The owners of both New Beginnings and Lemonlos said their barbershops are community hubs, where real conversations occur. That opinion is echoed by Hakim Ali, Deputy executive director of the Independence Foundation, a licensed psychiatric rehabilitation program located in the Hollins Market neighborhood. The Independence Foundation provides case management for youth and adults in poverty.
Ali said that in his experience average citizens are afraid to expose their lack of knowledge at community meetings, and cede control to the people who run the meetings.
“Community meetings usually go the way the planner wants them to go,” Ali said. The director of the Independence Foundation said that is the problem.
“It is the informal meeting place in the neighborhood where people can express their true opinions and frustrations,” Ali said.
He said that leaders in the black community have long been aware of the power of using barbershops like Lemonlos and New Beginnings to gauge and influence neighborhood opinion. Micheal Seipp, who is a white man and executive director of Southwest Partnership, is utilizing the space as well.
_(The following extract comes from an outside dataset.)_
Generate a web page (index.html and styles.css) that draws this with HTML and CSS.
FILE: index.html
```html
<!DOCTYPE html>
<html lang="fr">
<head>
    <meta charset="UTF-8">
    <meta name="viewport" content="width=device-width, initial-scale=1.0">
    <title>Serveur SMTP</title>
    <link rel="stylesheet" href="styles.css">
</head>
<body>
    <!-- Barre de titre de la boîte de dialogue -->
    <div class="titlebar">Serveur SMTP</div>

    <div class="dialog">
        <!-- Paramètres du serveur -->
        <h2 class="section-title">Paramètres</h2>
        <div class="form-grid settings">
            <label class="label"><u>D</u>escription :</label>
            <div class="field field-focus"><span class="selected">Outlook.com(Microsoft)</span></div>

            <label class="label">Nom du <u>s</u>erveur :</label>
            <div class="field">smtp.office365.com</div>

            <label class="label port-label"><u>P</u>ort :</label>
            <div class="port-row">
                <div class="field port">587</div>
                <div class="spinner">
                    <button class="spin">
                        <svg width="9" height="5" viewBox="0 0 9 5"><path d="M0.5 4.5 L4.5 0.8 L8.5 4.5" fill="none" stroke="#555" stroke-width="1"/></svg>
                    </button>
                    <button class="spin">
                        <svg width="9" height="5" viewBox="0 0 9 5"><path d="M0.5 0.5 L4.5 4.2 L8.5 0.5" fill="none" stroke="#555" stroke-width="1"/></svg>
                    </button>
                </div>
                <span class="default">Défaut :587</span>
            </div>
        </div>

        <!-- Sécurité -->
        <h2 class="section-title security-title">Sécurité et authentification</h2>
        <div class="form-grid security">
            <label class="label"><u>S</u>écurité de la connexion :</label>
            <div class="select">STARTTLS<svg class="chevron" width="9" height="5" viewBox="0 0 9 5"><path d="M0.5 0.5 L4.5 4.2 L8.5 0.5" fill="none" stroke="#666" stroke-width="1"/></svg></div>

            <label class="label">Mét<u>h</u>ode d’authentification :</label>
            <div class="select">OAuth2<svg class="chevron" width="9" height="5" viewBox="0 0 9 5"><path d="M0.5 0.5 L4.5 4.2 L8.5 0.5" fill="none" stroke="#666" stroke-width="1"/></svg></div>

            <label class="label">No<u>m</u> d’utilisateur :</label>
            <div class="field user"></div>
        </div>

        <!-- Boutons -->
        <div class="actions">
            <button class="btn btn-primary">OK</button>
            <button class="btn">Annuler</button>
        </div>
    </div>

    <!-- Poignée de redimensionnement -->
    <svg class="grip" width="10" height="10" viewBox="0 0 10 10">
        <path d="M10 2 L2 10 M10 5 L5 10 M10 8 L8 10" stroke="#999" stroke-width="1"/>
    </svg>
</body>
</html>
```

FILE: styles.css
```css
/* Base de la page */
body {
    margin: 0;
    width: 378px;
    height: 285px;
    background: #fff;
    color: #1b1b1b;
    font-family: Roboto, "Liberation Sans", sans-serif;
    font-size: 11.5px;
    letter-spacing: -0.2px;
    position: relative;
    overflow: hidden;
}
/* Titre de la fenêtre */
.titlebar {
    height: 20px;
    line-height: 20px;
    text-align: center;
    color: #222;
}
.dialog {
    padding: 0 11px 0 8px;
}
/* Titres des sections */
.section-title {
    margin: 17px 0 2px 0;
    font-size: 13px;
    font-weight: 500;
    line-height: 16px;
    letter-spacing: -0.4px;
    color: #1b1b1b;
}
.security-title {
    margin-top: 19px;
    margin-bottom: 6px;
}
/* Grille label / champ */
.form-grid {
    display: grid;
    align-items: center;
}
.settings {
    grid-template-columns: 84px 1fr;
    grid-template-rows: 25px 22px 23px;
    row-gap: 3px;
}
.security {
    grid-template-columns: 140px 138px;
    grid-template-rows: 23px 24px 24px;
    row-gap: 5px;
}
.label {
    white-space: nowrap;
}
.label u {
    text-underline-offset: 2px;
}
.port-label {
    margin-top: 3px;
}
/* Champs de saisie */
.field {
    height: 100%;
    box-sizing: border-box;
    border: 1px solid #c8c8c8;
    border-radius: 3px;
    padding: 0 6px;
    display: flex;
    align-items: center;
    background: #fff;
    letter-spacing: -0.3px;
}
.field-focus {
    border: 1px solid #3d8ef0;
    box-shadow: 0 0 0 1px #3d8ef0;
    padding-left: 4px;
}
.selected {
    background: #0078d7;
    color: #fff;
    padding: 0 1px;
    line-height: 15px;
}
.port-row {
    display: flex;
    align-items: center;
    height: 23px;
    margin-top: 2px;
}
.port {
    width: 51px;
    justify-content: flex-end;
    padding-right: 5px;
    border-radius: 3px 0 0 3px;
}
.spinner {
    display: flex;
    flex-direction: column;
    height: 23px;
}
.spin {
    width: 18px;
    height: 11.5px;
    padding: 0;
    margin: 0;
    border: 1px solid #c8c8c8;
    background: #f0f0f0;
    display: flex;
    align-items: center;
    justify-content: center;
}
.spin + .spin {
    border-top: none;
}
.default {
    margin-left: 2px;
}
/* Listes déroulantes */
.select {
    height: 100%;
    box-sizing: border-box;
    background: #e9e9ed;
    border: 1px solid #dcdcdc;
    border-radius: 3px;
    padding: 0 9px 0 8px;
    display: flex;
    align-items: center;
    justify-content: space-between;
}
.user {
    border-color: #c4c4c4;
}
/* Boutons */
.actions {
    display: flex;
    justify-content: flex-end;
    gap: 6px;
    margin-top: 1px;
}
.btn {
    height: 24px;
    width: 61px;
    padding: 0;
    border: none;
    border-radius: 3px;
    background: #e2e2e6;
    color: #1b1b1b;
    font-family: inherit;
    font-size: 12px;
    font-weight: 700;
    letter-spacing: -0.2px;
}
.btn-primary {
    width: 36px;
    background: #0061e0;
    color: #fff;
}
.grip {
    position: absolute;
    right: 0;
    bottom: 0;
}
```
“The advantage of the barbershop is no formality. New Beginnings is a place for the Southwest Partnership to discuss what’s going on and get honest feedback form the community,” Seipp said.
The Southwest Partnership is a made up of seven neighborhoods and six institutions that came together in 2013 with a vision of what the Hollins Roundhouse community had the potential to be. Seipp said that the ability to envision what your neighborhood will be like in 20 years is hard to manage.
“Its how you deal with the evolution of the neighborhood that’s either good or bad,” Seipp said.
The hot conversation this spring at both barbershops and at the more formal community agencies is the question of what impact developer Scott Plank will make in the neighborhood. Plank is the brother of Kevin Plank, the CEO of Baltimore-based Under Armor. Scott Plank has reportedly purchased 30 properties in the Hollins Market neighborhood.
As customers settle in for haircuts at Lemonlos and New Beginnings, they are listening to see what their barbers have to say.